The CMHC explains they currently operate on a breakeven basis, passing costs onto financial institutions. All interest risks and hedging costs are currently retained by issuers through swap agreements and matched funding. In addition, the CMHC is compensated for its advice on delivering the program, helping to diffuse taxpayer costs. That’s not how things would work if the government tackled this directly. 

“… it would be difficult to find an example of a sovereign directly funding its banking system,” warned the CMHC. Continuing to explain what they’re doing would become revenue generating activity.  

They elaborate, “it would be unusual for a sovereign to be compensated beyond administrative and risk provisions in the delivery of their programs when not providing a lender of last resort function in time of crisis.” 

A lender of last resort is typically a role carried out by the state, usually its central bank. In the event an institution is near collapse, the state directly funds a high-risk loan to mitigate the issue. The GoC is moving towards assuming that role all day, every day.  

“Direct funding for [Financial Institutions] FIs by the Government has been traditionally reserved for crisis action and the application of this model during normal markets could distort the line between “business as usual” activity and crisis intervention,” the agency explains. 

If a country was carrying out crisis-style management of its mortgage market, would you consider it a safe place to invest? That presents the next issue. 

Canada’s Mortgage Plans Increase Borrowing Costs & Will Drive Investors Away

The report also explains that CMBs have a slight premium to government bonds, important in attracting capital. By removing that premium, the foreign capital used to fund cheap domestic loans will be reduced. Canada is under the impression it will collect the premium as revenue, but reduced capital and higher borrowing costs means… 

We’re not just trailing off, the CMHC did. They redacted several points on the risks in this section. The next unredacted point is about RBC estimating the COVID support widened GoC borrowing costs by an estimated 10 basis points in 2020. Before going on to explain, Canada’s fixed income market is $4 trillion, so this means borrowers will pay an extra $4 billion in interest. 

In other words, they’re not just reducing the opportunity for capital to enter the market. They’re also increasing credit demand and raising the cost of general borrowing for government expenditures, while increasing debt servicing costs for the rest of the market. 

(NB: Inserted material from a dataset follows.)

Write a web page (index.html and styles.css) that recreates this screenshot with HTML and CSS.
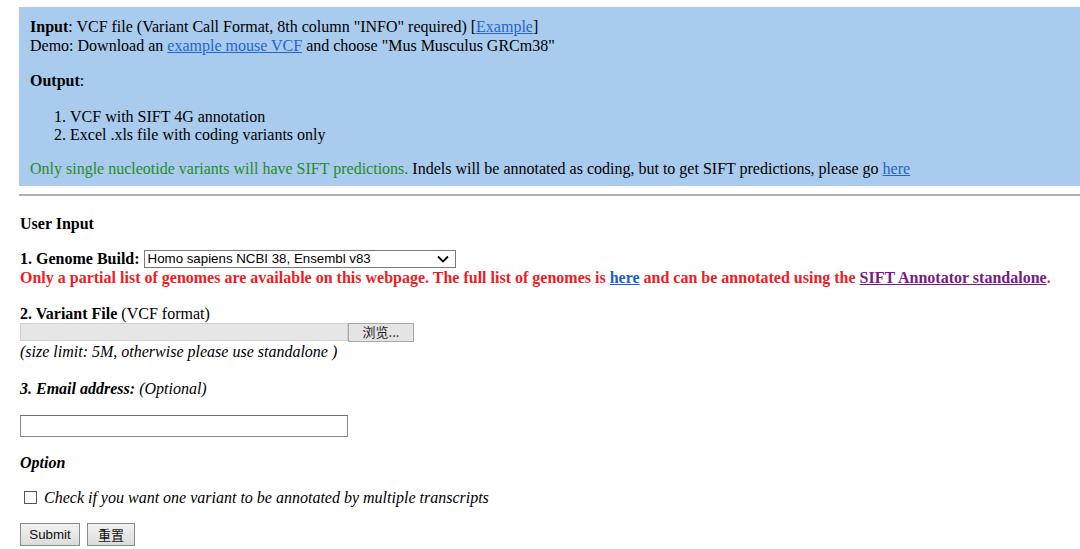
FILE: index.html
```html
<!DOCTYPE html>
<html>
<head>
<meta charset="utf-8">
<link rel="stylesheet" href="styles.css">
</head>
<body>
<div class="info">
  <p class="first"><b>Input</b>: VCF file (Variant Call Format, 8th column "INFO" required) [<a class="lnk" href="#">Example</a>]<br>
  Demo: Download an <a class="lnk" href="#">example mouse VCF</a> and choose "Mus Musculus GRCm38"</p>
  <p><b>Output</b>:</p>
  <ol class="outlist">
    <li>VCF with SIFT 4G annotation</li>
    <li>Excel .xls file with coding variants only</li>
  </ol>
  <p class="last"><span class="green">Only single nucleotide variants will have SIFT predictions.</span> Indels will be annotated as coding, but to get SIFT predictions, please go <a class="lnk" href="#">here</a></p>
</div>
<div class="rule"></div>
<form class="form">
  <div class="title">User Input</div>
  <div class="genome">
    <b>1. Genome Build:</b>
    <div class="select"><span>Homo sapiens NCBI 38, Ensembl v83</span>
      <svg width="12" height="8" viewBox="0 0 12 8"><path d="M1 1.5 L6 6.5 L11 1.5" fill="none" stroke="#000" stroke-width="1.8"/></svg>
    </div>
  </div>
  <div class="warn">Only a partial list of genomes are available on this webpage. The full list of genomes is <a class="blue" href="#">here</a> and can be annotated using the <a class="purple" href="#">SIFT Annotator standalone</a>.</div>
  <div class="variant"><b>2. Variant File</b> (VCF format)</div>
  <div class="file"><span class="field"></span><span class="browse">浏览...</span></div>
  <div class="note">(size limit: 5M, otherwise please use standalone )</div>
  <div class="email"><b>3. Email address:</b> (Optional)</div>
  <div class="emailrow"><span class="textbox"></span></div>
  <div class="option">Option</div>
  <label class="check"><span class="box"></span>Check if you want one variant to be annotated by multiple transcripts</label>
  <div class="buttons"><span class="btn submit">Submit</span><span class="btn reset">重置</span></div>
</form>
</body>
</html>
```
FILE: styles.css
```css
html, body {
  margin: 0;
  padding: 0;
  background: #fff;
  overflow: hidden;
}
body {
  padding: 7px 0 0 19px;
  font-family: "Liberation Serif", "Times New Roman", serif;
  font-size: 16px;
  line-height: 19px;
  color: #000;
}
.info {
  background: #a9cbee;
  padding: 10px 0 9px 11px;
  height: 160px;
  box-sizing: content-box;
}
.info p {
  margin: 16px 0 0 0;
}
.info p.first {
  margin-top: 0;
}
.outlist {
  margin: 18px 0 0 0;
  padding-left: 40px;
  line-height: 18px;
}
.info p.last {
  margin-top: 15px;
}
.lnk {
  color: #2266cc;
  text-decoration: underline;
}
.green {
  color: #2a8a2a;
}
.rule {
  margin-top: 8px;
  height: 2px;
  background: #b0b0b0;
}
.form {
  margin: 0;
  padding-left: 1px;
}
.title {
  font-weight: bold;
  margin-top: 18px;
}
.genome {
  margin-top: 16px;
  display: flex;
  align-items: center;
  gap: 4px;
  height: 19px;
}
.select {
  width: 312px;
  height: 18px;
  box-sizing: border-box;
  border: 1px solid #7a7a7a;
  background: #fff;
  display: flex;
  align-items: center;
  justify-content: space-between;
  padding: 0 6px 0 3px;
  font-family: "Liberation Sans", Arial, sans-serif;
  font-size: 13.3px;
  line-height: 16px;
}
.warn {
  color: #ee1c24;
  font-weight: bold;
  margin-top: 0;
  white-space: nowrap;
}
.blue {
  color: #1f5fbf;
}
.purple {
  color: #7a1a84;
}
.variant {
  margin-top: 17px;
}
.file {
  display: flex;
  height: 19px;
  margin-top: 0;
}
.field {
  width: 328px;
  height: 18px;
  box-sizing: border-box;
  background: #e6e6e6;
  border: 1px solid #d0d0d0;
}
.browse {
  width: 66px;
  height: 19px;
  box-sizing: border-box;
  background: #e4e4e4;
  border: 1px solid #a8a8a8;
  font-family: "Noto Sans CJK SC", "Liberation Sans", sans-serif;
  font-size: 13px;
  line-height: 16px;
  text-align: center;
  color: #222;
}
.note {
  font-style: italic;
  margin-top: 0;
}
.email {
  font-style: italic;
  margin-top: 18px;
}
.emailrow {
  margin-top: 17px;
  height: 22px;
}
.textbox {
  display: block;
  width: 328px;
  height: 22px;
  box-sizing: border-box;
  border: 1px solid #8a8a8a;
  border-top-color: #707070;
  background: #fff;
}
.option {
  font-weight: bold;
  font-style: italic;
  margin-top: 16px;
}
.check {
  display: flex;
  align-items: center;
  margin-top: 16px;
  font-style: italic;
  height: 19px;
}
.box {
  width: 13px;
  height: 13px;
  box-sizing: border-box;
  border: 1px solid #555;
  background: #fff;
  margin: 0 7px 0 4px;
}
.buttons {
  display: flex;
  gap: 7px;
  margin-top: 16px;
}
.btn {
  height: 23px;
  box-sizing: border-box;
  border: 1px solid #8a8a8a;
  background: linear-gradient(#f2f2f2, #dcdcdc);
  font-family: "Liberation Sans", Arial, sans-serif;
  font-size: 13.3px;
  line-height: 21px;
  text-align: center;
  color: #111;
}
.submit {
  width: 60px;
}
.reset {
  width: 48px;
  font-family: "Noto Sans CJK TC", "Liberation Sans", sans-serif;
  font-size: 13px;
}
```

The CMHC also explains that Canadian investors, such as retirees and pensions, held about $108 billion in CMBs at the time. By eliminating the opportunity, domestic income would decline by roughly $350 million. 

That’s likely to reduce funds for investing, consumption, and tax revenues. In exchange, certain buyers get cheaper loans to absorb demand for stagnant loans. And you thought Canada was already all-in on housing, eh?

Canada Has Already Begun A Mortgage Debt Buying Spree

Canada has yet to eliminate CMBs, but it’s taking the direct approach to accomplish similar goals. Late last year, the GoC announced it would buy $30 billion worth of CMBs, borrowing money to buy debt it guarantees. It expanded that to $40 billion earlier this year, and the latest budget proposes raising that amount to $60 billion annually. 

While not direct funding, it has many of the same issues such as crowding credit markets and poor capital market optics. Not something needed when investors are currently fleeing the country’s markets as quickly as possible

Unfortunately, the CMHC redacted how this would influence housing markets. Apparently, that’s confidential so you’ll have to wait and see. 

Pro tip for opaque governments: Make redactions in the page color and it isn’t obvious how much you’re hiding.